Lucas Haurie

Franciscanos de aquí y allá

Concediéndole al verano un aliento de duende, como si un demiurgo travieso organizase las venidas e idas, nada más lógico que una excursión a los Lugares Colombinos para culminar unas vacaciones que comenzaron en Carmel (California). El monasterio de Santa María de La Rábida, cabe el Atlántico, pertenece a la misma orden franciscana que el de San Carlos Borromeo, a orillas del Pacífico, y el segundo no sería concebible sin las meditaciones que Cristóbal Colón realizó junto al Padre Marchena durante el verano de 1492, en los días inmediatamente previos a su primer viaje.

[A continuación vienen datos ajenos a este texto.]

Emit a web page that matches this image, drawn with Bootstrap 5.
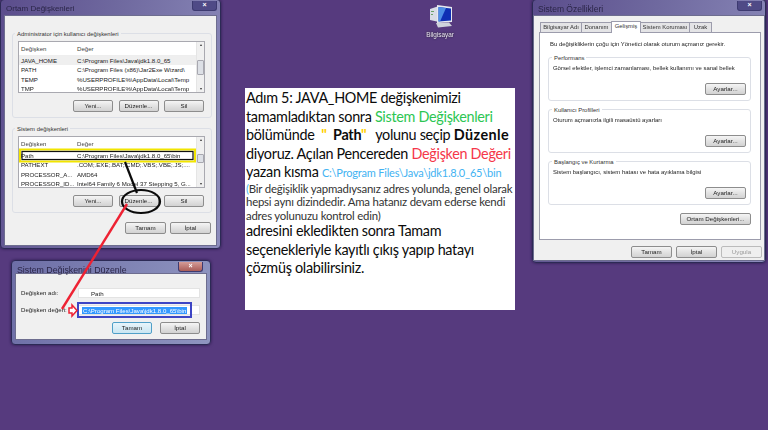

No era especialmente pío el piloto genovés pero sí su patrocinadora, Isabel de Castilla, a la que motivaban, mucho más que las riquezas, las almas que fuera a sumar para la Cristiandad en los territorios conquistados. Un continente entero para su Dios y tres cuartos del mismo para su idioma, una huella grandiosa que se observa en el cuarto de banderas del cenobio onubense: las enseñas de todas las naciones hispánicas, Filipinas incluida, y un puñado de tierra de cada una de ellas. En la vecina villa de Moguer, el espléndido convento de las clarisas tiene el mismo aire cortijero que esa ciudad en miniatura que es el de las predicadoras de Santa Catalina de Siena en Arequipa (Perú), la ciudad colgada de los Andes en la que vio la luz Mario Vargas Llosa: en tres manzanas, nació el escritor contemporáneo que mejor ha usado el español y se construyó el complejo que mejor recrea la arquitectura de la madre patria. Como colofón insuperable, las papas aliñás de cierto mesón local que un día fue mugriento pero al que la asepsia no ha robado su esencia y los dulces sin parangón de La Moguereña, legendaria confitería.